Está el recuerdo acongojado por los compañeros que no resistieron la presión, Toledo y Schiavone se ahorcaron en la celda cuando todo parecía perdido, el sacrificio parecía inútil y la vida sin sentido. “Ellos los mataron”, “ellos los indujeron, los quebraron”, dicen, mientras recorren los desolados pasillos, el patio cerrado de recreo y recuerdan el ruido ensordecedor de los parlantes con marchas militares que debían soportar durante interminables horas, o el ruido de las rejas, que ahora se escucha cuando las desmontan.
“No sé si hubiéramos podido resistir así sin el apoyo de los familiares.” Sobre todo las mujeres, madres, hermanas o esposas. Muchos de ellos, como la madre y el hermano de Dante Gullo, o la compañera de Iglesias, fueron secuestrados y desaparecidos mientras ellos estaban encerrados.

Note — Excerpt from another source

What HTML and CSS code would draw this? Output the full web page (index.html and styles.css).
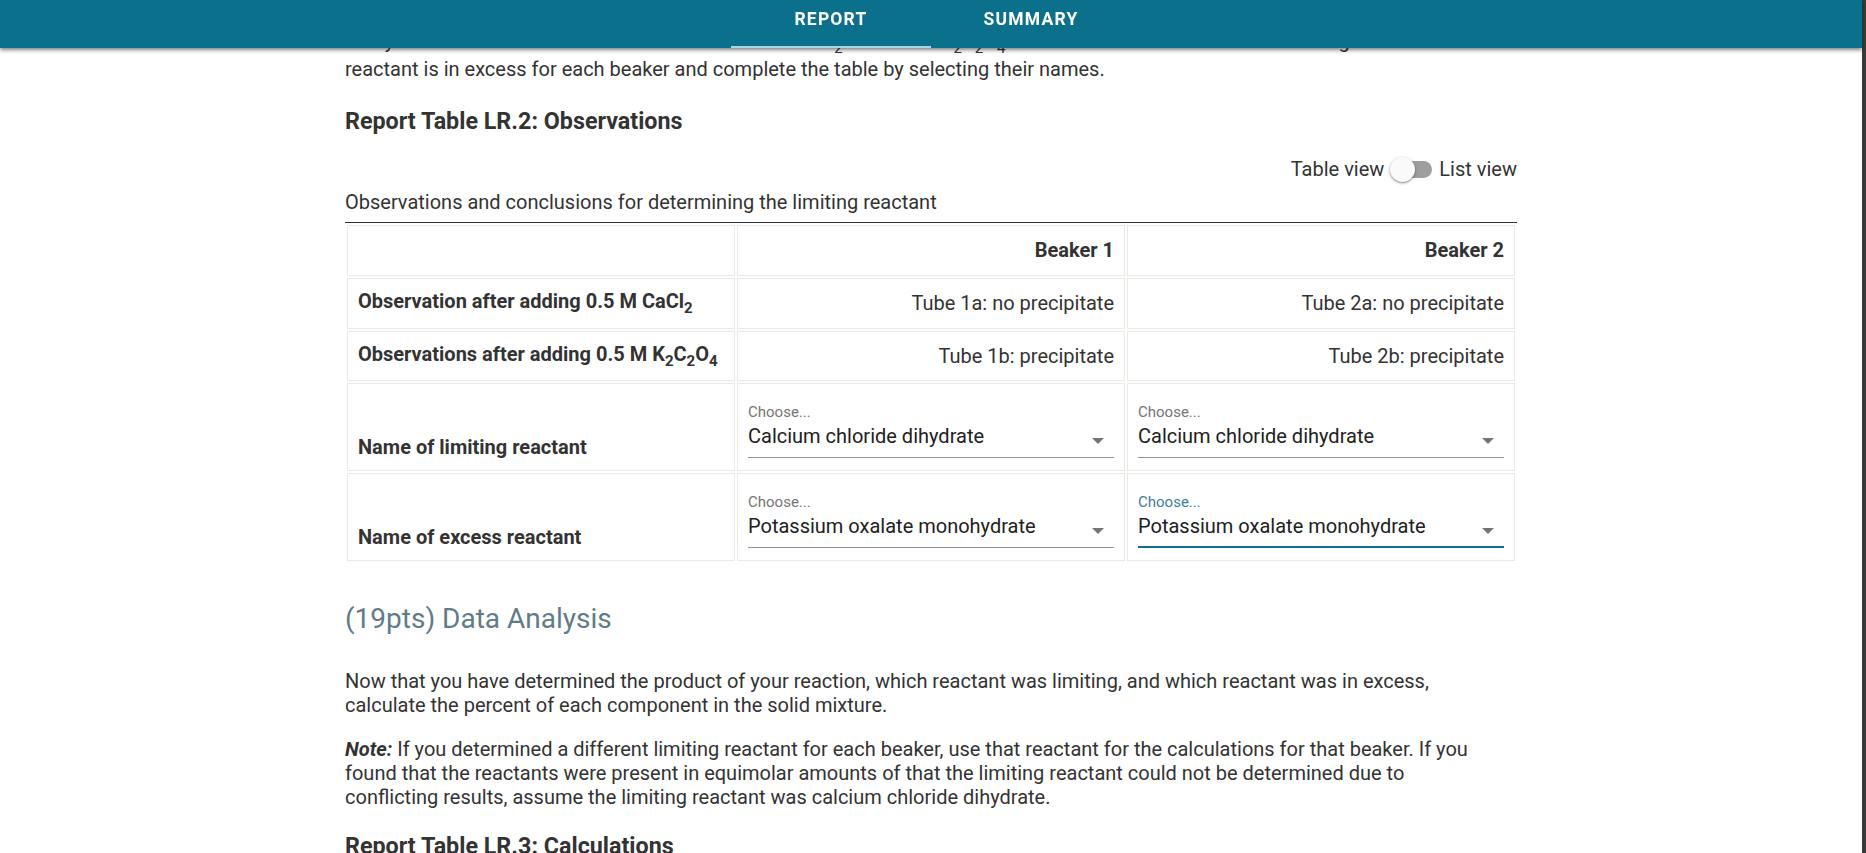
FILE: index.html
```html
<!DOCTYPE html>
<html lang="en">
<head>
<meta charset="utf-8">
<title>Report</title>
<link rel="stylesheet" href="styles.css">
</head>
<body>
<header class="topbar">
  <nav class="tabs">
    <div class="tab tab-active">REPORT</div>
    <div class="tab">SUMMARY</div>
  </nav>
</header>
<main class="page">
  <p class="intro">Analyze the results of the two tests with the 0.5 M CaCl<sub>2</sub> and 0.5 M K<sub>2</sub>C<sub>2</sub>O<sub>4</sub> to determine which reactant is limiting and which<br>reactant is in excess for each beaker and complete the table by selecting their names.</p>

  <h2 class="table-title">Report Table LR.2: Observations</h2>

  <div class="view-toggle">
    <span class="toggle-text">Table view</span>
    <span class="switch"><span class="switch-track"></span><span class="switch-thumb"></span></span>
    <span class="toggle-text">List view</span>
  </div>

  <div class="table-caption">Observations and conclusions for determining the limiting reactant</div>

  <table class="obs-table">
    <tbody>
      <tr class="row-head">
        <td class="cell cell-label"></td>
        <td class="cell cell-value cell-strong">Beaker 1</td>
        <td class="cell cell-value cell-strong">Beaker 2</td>
      </tr>
      <tr class="row-obs">
        <td class="cell cell-label">Observation after adding 0.5 M CaCl<sub>2</sub></td>
        <td class="cell cell-value">Tube 1a: no precipitate</td>
        <td class="cell cell-value">Tube 2a: no precipitate</td>
      </tr>
      <tr class="row-obs2">
        <td class="cell cell-label">Observations after adding 0.5 M K<sub>2</sub>C<sub>2</sub>O<sub>4</sub></td>
        <td class="cell cell-value">Tube 1b: precipitate</td>
        <td class="cell cell-value">Tube 2b: precipitate</td>
      </tr>
      <tr class="row-select">
        <td class="cell cell-label cell-bottom">Name of limiting reactant</td>
        <td class="cell cell-select">
          <div class="select">
            <span class="select-label">Choose...</span>
            <div class="select-row">
              <span class="select-value">Calcium chloride dihydrate</span>
              <span class="select-arrow"></span>
            </div>
          </div>
        </td>
        <td class="cell cell-select">
          <div class="select">
            <span class="select-label">Choose...</span>
            <div class="select-row">
              <span class="select-value">Calcium chloride dihydrate</span>
              <span class="select-arrow"></span>
            </div>
          </div>
        </td>
      </tr>
      <tr class="row-select">
        <td class="cell cell-label cell-bottom">Name of excess reactant</td>
        <td class="cell cell-select">
          <div class="select">
            <span class="select-label">Choose...</span>
            <div class="select-row">
              <span class="select-value">Potassium oxalate monohydrate</span>
              <span class="select-arrow"></span>
            </div>
          </div>
        </td>
        <td class="cell cell-select">
          <div class="select select-focused">
            <span class="select-label">Choose...</span>
            <div class="select-row">
              <span class="select-value">Potassium oxalate monohydrate</span>
              <span class="select-arrow"></span>
            </div>
          </div>
        </td>
      </tr>
    </tbody>
  </table>

  <h3 class="section-title">(19pts) Data Analysis</h3>

  <p class="analysis-text">Now that you have determined the product of your reaction, which reactant was limiting, and which reactant was in excess,<br>calculate the percent of each component in the solid mixture.</p>

  <p class="analysis-note"><strong class="note-label">Note:</strong> If you determined a different limiting reactant for each beaker, use that reactant for the calculations for that beaker. If you<br>found that the reactants were present in equimolar amounts of that the limiting reactant could not be determined due to<br>conflicting results, assume the limiting reactant was calcium chloride dihydrate.</p>

  <h2 class="table-title table-title-next">Report Table LR.3: Calculations</h2>
</main>
</body>
</html>
```

FILE: styles.css
```css
html, body {
  margin: 0;
  padding: 0;
}

body {
  font-family: Roboto, "Liberation Sans", Arial, sans-serif;
  font-size: 20px;
  line-height: normal;
  color: #333333;
  background: #ffffff;
  border-right: 4px solid #3a3a3a;
  min-height: 100vh;
  box-sizing: border-box;
  overflow: hidden;
}

/* ---------- top bar ---------- */
.topbar {
  position: fixed;
  top: 0;
  left: 0;
  right: 4px;
  height: 48px;
  background: #0b708c;
  box-shadow: 0 2px 4px rgba(0, 0, 0, 0.5);
  z-index: 10;
}

.tabs {
  display: flex;
  justify-content: center;
  height: 48px;
}

.tab {
  width: 200px;
  height: 48px;
  box-sizing: border-box;
  padding-top: 9px;
  text-align: center;
  font-size: 17.5px;
  line-height: 20px;
  font-weight: 700;
  letter-spacing: 1.2px;
  color: #ffffff;
  border-bottom: 2px solid transparent;
}

.tab-active {
  border-bottom-color: #a3d7e6;
}

/* ---------- page ---------- */
.page {
  width: 1172px;
  margin: 0 auto;
}

.intro {
  margin: 29px 0 0;
}

sub {
  font-size: 75%;
  vertical-align: sub;
}

.table-title {
  margin: 26px 0 0;
  font-size: 23.3px;
  font-weight: 700;
  line-height: normal;
  color: #333333;
}

.table-title-next {
  margin-top: 23px;
}

.view-toggle {
  margin-top: 20px;
  height: 28px;
  display: flex;
  justify-content: flex-end;
  align-items: center;
}

.switch {
  position: relative;
  width: 42px;
  height: 25px;
  margin: 0 7px 0 6px;
}

.switch-track {
  position: absolute;
  left: 2px;
  top: 4px;
  width: 40px;
  height: 17px;
  border-radius: 9px;
  background: #9e9e9e;
}

.switch-thumb {
  position: absolute;
  left: 0;
  top: 0;
  width: 25px;
  height: 25px;
  border-radius: 50%;
  background: #fafafa;
  box-shadow: 0 1px 3px rgba(0, 0, 0, 0.4), 0 1px 1px rgba(0, 0, 0, 0.14);
}

.table-caption {
  margin-top: 7px;
  padding-bottom: 8px;
  border-bottom: 1px solid #333333;
}

/* ---------- table ---------- */
.obs-table {
  width: 100%;
  table-layout: fixed;
  border-collapse: separate;
  border-spacing: 2px;
  margin: 0;
}

.obs-table sub {
  line-height: 0;
}

.cell {
  border: 1px solid #ebe9e4;
  padding: 12px 10px 13px;
  line-height: 24px;
  vertical-align: middle;
}

.row-head .cell,
.row-obs .cell {
  height: 51px;
  box-sizing: border-box;
}

.row-obs .cell-label {
  padding-top: 10px;
  padding-bottom: 15px;
}

.row-obs2 .cell {
  height: 50px;
  box-sizing: border-box;
  padding: 12px 10px;
}

.row-obs2 .cell-label {
  padding-top: 10px;
  padding-bottom: 14px;
}

.cell-label {
  font-weight: 700;
  color: #333333;
  text-align: left;
}

.cell-value {
  text-align: right;
  color: #333333;
}

.cell-strong {
  font-weight: 700;
}

.cell-bottom {
  vertical-align: bottom;
  padding-bottom: 11px;
}

.row-select .cell {
  height: 88px;
  box-sizing: border-box;
}

.cell-select {
  vertical-align: top;
  padding: 10px 10px 12px;
}

/* ---------- select ---------- */
.select {
  height: 64px;
  box-sizing: border-box;
  padding-top: 8.6px;
  border-bottom: 1px solid #949494;
}

.select-label {
  display: block;
  font-size: 15px;
  line-height: 18px;
  color: #757575;
}

.select-row {
  display: flex;
  justify-content: space-between;
  align-items: flex-start;
  margin-top: 3.6px;
}

.select-value {
  font-size: 20px;
  line-height: 24px;
  color: #212121;
}

.select-arrow {
  width: 0;
  height: 0;
  margin: 14px 10px 0 0;
  border-left: 6px solid transparent;
  border-right: 6px solid transparent;
  border-top: 6px solid #757575;
}

.select-focused {
  border-bottom: 2px solid #0b708c;
}

.select-focused .select-label {
  color: #3a8399;
}

/* ---------- analysis ---------- */
.section-title {
  margin: 39px 0 0;
  font-size: 28px;
  font-weight: 400;
  line-height: normal;
  color: #5f7c88;
}

.analysis-text {
  margin: 34px 0 0;
}

.analysis-note {
  margin: 20px 0 0;
}

.note-label {
  font-style: italic;
  font-weight: 700;
}
```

“Aquí aprendimos a querernos”, dicen en broma en la leonera, donde eran recibidos cuando llegaban de otras cárceles. Debían pasar abrazados, en parejas, entre una doble fila de guardias que los molían a palos. Aislados en celdas individuales, la resistencia era la solidaridad, la lucha por el agua caliente del mate, por mantener las palomas con sus mensajes circulando de celda en celda, por hablarse desde los inodoros, aunque después tuvieran infecciones en las gargantas, por ver el sol amanecer o proteger a los compañeros y escribir poemas para las novias y esposas, ocho o nueve años en el límite de lo humano, tratando de preservar la dignidad en esos retazos, minutos, rayitos de luz, una mirada, un gesto que detuviera la locura o la derrota. Para ellos fue la victoria, el arsenal ínfimo que les permitió preservar la superioridad moral sobre sus adversarios. Caseros es el testimonio de los ex presos de la dictadura, la demostración de que la vida sigue, que las derrotas son más complejas de lo que uno piensa, y que a veces, en esas derrotas también hay grandes victorias sobre las que se puede construir el futuro.